┌─ Data shown
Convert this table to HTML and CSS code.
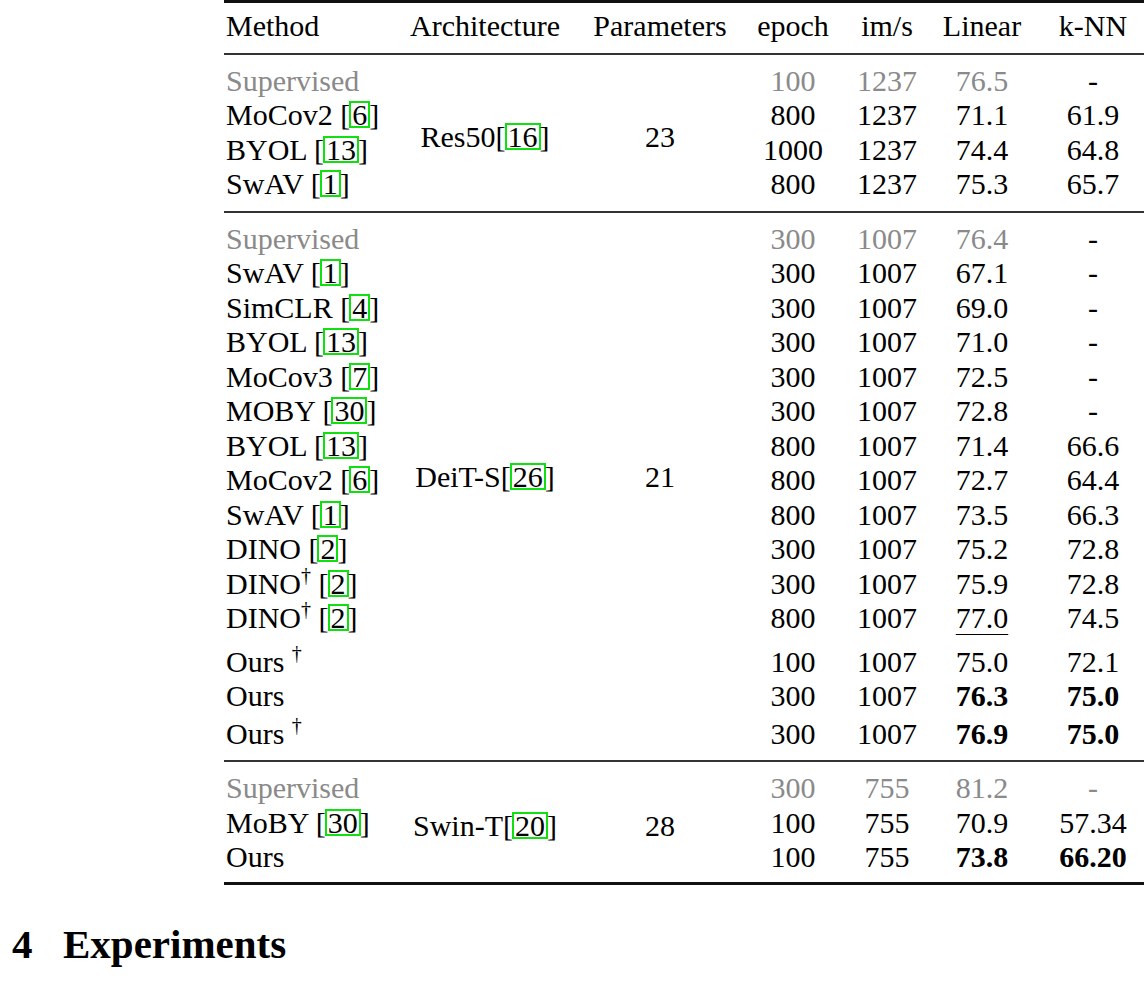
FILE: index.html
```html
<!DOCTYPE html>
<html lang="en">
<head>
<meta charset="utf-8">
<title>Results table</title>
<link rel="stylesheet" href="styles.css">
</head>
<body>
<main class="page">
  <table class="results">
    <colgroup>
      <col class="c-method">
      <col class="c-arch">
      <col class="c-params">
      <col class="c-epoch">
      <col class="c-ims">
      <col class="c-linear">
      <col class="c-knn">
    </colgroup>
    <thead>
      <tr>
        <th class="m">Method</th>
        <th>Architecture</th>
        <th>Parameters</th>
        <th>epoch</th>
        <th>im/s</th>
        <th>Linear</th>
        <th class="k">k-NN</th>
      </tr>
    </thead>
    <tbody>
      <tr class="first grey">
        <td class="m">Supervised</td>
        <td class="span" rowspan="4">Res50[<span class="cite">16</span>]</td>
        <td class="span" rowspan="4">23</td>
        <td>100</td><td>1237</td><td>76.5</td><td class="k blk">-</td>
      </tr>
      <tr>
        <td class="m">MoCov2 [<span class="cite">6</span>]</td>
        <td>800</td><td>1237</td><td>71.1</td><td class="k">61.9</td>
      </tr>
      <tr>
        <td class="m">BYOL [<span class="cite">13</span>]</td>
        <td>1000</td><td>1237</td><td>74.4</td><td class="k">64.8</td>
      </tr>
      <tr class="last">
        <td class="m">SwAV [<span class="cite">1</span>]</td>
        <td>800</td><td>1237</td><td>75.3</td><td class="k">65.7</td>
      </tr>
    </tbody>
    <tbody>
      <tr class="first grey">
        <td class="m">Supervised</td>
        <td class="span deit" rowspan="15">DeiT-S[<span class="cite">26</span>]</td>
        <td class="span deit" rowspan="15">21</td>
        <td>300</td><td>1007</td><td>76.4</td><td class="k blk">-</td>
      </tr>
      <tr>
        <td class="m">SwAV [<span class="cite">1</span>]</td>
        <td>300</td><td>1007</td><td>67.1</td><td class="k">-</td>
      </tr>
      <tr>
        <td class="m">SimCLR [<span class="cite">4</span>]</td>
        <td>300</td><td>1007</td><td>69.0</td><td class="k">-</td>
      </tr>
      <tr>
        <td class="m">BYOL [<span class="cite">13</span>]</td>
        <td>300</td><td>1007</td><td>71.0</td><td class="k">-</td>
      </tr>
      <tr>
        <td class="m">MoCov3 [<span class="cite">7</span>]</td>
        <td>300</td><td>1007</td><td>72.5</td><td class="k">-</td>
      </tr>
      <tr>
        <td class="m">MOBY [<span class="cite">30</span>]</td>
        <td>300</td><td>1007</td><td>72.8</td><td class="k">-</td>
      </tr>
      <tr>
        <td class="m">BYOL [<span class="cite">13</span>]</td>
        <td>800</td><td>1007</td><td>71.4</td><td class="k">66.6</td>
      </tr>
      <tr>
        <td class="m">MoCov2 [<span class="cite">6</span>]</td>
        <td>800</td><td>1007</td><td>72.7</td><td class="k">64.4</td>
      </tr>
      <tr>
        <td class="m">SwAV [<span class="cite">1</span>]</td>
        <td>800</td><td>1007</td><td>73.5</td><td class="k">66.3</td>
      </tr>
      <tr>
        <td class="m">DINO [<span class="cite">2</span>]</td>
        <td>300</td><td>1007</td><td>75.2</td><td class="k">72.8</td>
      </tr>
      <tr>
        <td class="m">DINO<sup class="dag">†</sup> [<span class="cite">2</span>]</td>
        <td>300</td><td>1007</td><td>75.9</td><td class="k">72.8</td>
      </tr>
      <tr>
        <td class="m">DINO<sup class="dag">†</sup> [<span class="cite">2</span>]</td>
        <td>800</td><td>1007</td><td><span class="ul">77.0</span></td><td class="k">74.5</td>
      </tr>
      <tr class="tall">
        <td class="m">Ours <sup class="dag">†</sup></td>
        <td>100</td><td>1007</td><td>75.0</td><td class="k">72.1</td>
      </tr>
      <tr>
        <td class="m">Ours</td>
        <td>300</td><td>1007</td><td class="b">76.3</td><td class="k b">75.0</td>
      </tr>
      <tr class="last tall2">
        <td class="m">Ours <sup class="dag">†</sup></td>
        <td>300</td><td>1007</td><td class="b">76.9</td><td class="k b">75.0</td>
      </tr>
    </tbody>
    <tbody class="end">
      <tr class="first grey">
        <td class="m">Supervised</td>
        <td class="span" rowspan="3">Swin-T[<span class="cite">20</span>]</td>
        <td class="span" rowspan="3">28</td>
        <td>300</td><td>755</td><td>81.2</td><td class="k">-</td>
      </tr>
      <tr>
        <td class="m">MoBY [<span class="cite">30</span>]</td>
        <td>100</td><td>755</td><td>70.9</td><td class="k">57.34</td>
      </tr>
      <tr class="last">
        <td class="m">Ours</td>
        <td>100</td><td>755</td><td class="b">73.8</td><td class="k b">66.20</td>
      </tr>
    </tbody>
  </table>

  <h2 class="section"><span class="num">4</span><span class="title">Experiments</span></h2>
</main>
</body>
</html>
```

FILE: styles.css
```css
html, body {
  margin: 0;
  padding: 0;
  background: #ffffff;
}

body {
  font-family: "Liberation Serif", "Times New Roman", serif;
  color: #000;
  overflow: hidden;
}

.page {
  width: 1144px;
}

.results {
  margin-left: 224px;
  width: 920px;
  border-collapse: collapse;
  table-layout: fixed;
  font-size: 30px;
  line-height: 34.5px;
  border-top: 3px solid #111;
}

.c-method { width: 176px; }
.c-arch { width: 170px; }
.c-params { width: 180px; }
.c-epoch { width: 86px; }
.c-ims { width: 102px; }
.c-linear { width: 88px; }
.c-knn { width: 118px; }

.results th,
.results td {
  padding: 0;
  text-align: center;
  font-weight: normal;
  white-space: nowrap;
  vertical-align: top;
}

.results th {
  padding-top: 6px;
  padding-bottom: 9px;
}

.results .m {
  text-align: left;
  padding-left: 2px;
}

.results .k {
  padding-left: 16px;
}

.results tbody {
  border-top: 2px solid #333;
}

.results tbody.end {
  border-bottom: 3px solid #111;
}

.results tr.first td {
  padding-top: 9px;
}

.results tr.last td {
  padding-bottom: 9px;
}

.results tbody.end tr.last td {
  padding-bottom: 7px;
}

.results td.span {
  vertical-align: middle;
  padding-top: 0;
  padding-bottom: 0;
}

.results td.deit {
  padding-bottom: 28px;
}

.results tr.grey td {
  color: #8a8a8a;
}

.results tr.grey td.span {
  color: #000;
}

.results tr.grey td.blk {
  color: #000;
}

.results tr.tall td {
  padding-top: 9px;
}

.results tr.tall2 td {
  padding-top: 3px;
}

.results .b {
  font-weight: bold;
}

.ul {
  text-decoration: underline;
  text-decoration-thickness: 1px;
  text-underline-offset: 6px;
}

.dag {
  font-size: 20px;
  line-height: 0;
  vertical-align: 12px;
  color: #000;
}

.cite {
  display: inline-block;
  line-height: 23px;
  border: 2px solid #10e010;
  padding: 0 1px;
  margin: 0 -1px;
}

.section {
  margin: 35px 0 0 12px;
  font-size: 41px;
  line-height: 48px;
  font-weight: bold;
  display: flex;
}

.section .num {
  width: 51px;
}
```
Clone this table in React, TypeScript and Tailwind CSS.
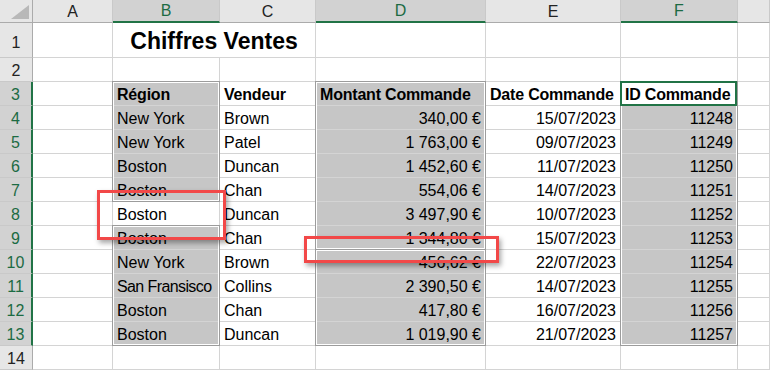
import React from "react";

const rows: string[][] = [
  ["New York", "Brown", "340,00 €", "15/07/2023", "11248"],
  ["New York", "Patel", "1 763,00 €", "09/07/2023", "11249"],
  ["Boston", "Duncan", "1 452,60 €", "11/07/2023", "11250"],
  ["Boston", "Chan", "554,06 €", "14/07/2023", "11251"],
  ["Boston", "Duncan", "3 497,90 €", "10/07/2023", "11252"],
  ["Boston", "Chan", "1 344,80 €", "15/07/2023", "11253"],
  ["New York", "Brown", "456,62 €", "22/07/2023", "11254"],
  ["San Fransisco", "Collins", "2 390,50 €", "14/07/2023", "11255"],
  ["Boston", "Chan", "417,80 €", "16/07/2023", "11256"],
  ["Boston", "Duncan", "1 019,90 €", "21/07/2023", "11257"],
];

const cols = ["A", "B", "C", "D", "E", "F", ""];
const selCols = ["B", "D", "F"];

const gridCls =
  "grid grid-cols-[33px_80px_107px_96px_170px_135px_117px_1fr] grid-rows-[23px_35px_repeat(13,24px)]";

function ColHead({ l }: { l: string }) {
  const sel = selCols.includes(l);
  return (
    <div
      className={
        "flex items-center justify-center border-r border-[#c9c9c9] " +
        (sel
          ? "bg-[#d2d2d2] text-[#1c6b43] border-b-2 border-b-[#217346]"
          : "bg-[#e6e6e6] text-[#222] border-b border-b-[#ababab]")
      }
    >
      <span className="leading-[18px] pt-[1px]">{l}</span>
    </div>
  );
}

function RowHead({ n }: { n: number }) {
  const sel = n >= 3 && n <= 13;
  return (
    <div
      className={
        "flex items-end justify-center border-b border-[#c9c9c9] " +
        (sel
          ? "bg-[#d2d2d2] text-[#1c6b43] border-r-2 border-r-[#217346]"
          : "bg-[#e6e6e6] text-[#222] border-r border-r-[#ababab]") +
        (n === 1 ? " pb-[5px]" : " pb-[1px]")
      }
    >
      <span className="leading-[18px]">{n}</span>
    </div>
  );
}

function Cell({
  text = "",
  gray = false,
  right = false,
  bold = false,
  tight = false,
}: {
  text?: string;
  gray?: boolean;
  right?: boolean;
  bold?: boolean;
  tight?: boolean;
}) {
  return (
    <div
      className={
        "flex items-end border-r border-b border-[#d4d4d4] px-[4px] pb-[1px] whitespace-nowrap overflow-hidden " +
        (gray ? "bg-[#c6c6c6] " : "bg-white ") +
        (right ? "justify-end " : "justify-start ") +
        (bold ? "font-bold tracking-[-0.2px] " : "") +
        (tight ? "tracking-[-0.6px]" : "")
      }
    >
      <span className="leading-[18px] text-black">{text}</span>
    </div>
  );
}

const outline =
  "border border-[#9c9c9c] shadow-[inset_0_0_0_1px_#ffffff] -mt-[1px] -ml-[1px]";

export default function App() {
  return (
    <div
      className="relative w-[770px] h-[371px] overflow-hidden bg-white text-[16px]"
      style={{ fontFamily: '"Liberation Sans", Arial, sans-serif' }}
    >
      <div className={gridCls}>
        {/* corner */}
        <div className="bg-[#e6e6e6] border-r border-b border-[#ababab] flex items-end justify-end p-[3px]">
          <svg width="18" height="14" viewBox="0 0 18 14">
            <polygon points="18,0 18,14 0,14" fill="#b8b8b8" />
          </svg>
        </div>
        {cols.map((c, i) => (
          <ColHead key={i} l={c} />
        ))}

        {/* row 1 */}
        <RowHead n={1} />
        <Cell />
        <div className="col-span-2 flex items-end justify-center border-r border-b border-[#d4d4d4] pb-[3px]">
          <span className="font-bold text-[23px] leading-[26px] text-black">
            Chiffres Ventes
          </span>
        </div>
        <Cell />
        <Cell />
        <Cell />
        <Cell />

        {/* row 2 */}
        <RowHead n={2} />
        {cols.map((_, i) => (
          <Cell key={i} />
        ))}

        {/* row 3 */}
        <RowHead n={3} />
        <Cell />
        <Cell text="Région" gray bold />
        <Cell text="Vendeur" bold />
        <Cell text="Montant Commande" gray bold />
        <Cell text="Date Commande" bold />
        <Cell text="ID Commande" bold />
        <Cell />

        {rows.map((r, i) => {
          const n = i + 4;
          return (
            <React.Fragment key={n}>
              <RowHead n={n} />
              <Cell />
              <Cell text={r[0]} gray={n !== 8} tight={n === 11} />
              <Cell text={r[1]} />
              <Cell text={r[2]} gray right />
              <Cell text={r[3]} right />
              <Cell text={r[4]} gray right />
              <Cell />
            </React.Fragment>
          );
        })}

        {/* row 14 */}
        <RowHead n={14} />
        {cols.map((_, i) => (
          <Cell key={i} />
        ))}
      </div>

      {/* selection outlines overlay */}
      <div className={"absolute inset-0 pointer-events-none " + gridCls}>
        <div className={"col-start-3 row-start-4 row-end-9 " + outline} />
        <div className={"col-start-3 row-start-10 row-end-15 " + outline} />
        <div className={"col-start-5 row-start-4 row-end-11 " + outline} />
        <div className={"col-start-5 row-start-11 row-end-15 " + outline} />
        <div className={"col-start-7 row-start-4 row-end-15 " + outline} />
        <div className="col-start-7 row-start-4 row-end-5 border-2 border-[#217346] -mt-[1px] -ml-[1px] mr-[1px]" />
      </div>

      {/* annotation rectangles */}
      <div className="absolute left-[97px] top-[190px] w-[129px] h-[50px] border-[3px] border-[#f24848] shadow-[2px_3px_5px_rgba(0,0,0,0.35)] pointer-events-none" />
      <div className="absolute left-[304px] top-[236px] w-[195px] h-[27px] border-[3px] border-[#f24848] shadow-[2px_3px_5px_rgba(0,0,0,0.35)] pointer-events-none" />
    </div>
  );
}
└─
§ **Problem details**:
Take the stretch from the line containing "Clone this table" through the line containing "import React from" and reproduce it exactly, both ends included. Omit the pictures.

§ **Reply**:
Clone this table in React, TypeScript and Tailwind CSS.
import React from "react";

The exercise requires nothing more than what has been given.